:: Dataset excerpt
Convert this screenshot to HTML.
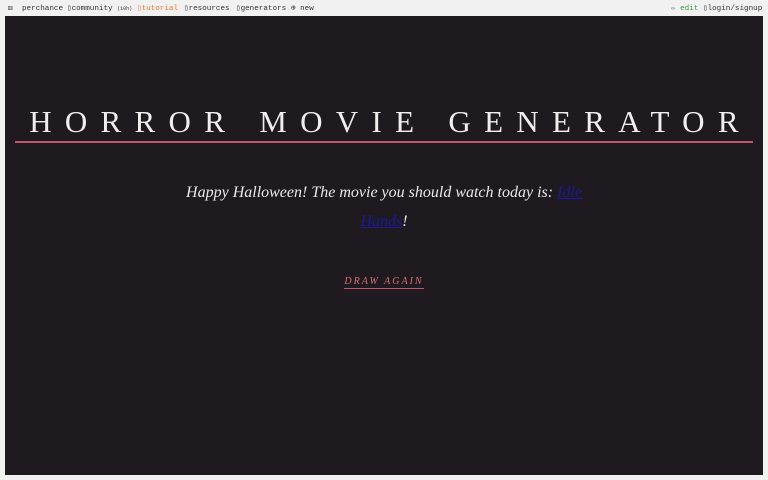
<!DOCTYPE html>
<html><head><style>
html,body{margin:0;padding:0;width:768px;height:480px;background:#f1f1f1;overflow:hidden}
.bar{position:absolute;top:0;left:0;right:0;height:16px;font:7.6px "Liberation Mono",monospace;color:#333;line-height:18px}
.bar span{position:absolute;top:0}
.main{position:absolute;left:5px;top:16px;width:758px;height:459px;background:#1e1a20}
h1{position:absolute;left:10px;width:738px;top:88px;margin:0;text-align:center;font:31px "Liberation Serif",serif;color:#f2eef0;letter-spacing:13.3px;padding-left:13px;box-sizing:border-box;white-space:nowrap}
.line{position:absolute;left:10px;width:738px;top:125px;height:2px;background:#c0576a}
.txt{position:absolute;left:0;width:758px;top:162px;text-align:center;font:italic 16px/29px "Liberation Serif",serif;color:#ece8ec}
.txt p{margin:0 auto;width:410px}
.txt a{color:#1a1a9a;text-decoration:underline}
.btn{position:absolute;left:0;width:758px;top:260px;text-align:center;font:italic 10px "Liberation Serif",serif;letter-spacing:2px;color:#d8707f}
.btn span{border-bottom:1.5px solid #c0576a;padding-bottom:1px}
</style></head><body>
<div class="bar">
<span style="left:8px">⚄</span><span style="left:22px">perchance</span>
<span style="left:67px">▯community <small style="font-size:5px">(10h)</small></span>
<span style="left:137px;color:#e8773a">▯tutorial</span>
<span style="left:184px">▯resources</span>
<span style="left:236px">▯generators</span>
<span style="left:291px">⊕ new</span>
<span style="left:671px;color:#3a9a3a">✏ edit</span>
<span style="left:703px">▯login/signup</span>
</div>
<div class="main">
<h1>HORROR MOVIE GENERATOR</h1>
<div class="line"></div>
<div class="txt"><p>Happy Halloween! The movie you should watch today is: <a>Idle Hands</a>!</p></div>
<div class="btn"><span>DRAW AGAIN</span></div>
</div>
</body></html>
::::
Task goal → From the material above, copy everything exactly but the pictures.

Completed exercise →
Convert this screenshot to HTML.
<!DOCTYPE html>
<html><head><style>
html,body{margin:0;padding:0;width:768px;height:480px;background:#f1f1f1;overflow:hidden}
.bar{position:absolute;top:0;left:0;right:0;height:16px;font:7.6px "Liberation Mono",monospace;color:#333;line-height:18px}
.bar span{position:absolute;top:0}
.main{position:absolute;left:5px;top:16px;width:758px;height:459px;background:#1e1a20}
h1{position:absolute;left:10px;width:738px;top:88px;margin:0;text-align:center;font:31px "Liberation Serif",serif;color:#f2eef0;letter-spacing:13.3px;padding-left:13px;box-sizing:border-box;white-space:nowrap}
.line{position:absolute;left:10px;width:738px;top:125px;height:2px;background:#c0576a}
.txt{position:absolute;left:0;width:758px;top:162px;text-align:center;font:italic 16px/29px "Liberation Serif",serif;color:#ece8ec}
.txt p{margin:0 auto;width:410px}
.txt a{color:#1a1a9a;text-decoration:underline}
.btn{position:absolute;left:0;width:758px;top:260px;text-align:center;font:italic 10px "Liberation Serif",serif;letter-spacing:2px;color:#d8707f}
.btn span{border-bottom:1.5px solid #c0576a;padding-bottom:1px}
</style></head><body>
<div class="bar">
<span style="left:8px">⚄</span><span style="left:22px">perchance</span>
<span style="left:67px">▯community <small style="font-size:5px">(10h)</small></span>
<span style="left:137px;color:#e8773a">▯tutorial</span>
<span style="left:184px">▯resources</span>
<span style="left:236px">▯generators</span>
<span style="left:291px">⊕ new</span>
<span style="left:671px;color:#3a9a3a">✏ edit</span>
<span style="left:703px">▯login/signup</span>
</div>
<div class="main">
<h1>HORROR MOVIE GENERATOR</h1>
<div class="line"></div>
<div class="txt"><p>Happy Halloween! The movie you should watch today is: <a>Idle Hands</a>!</p></div>
<div class="btn"><span>DRAW AGAIN</span></div>
</div>
</body></html>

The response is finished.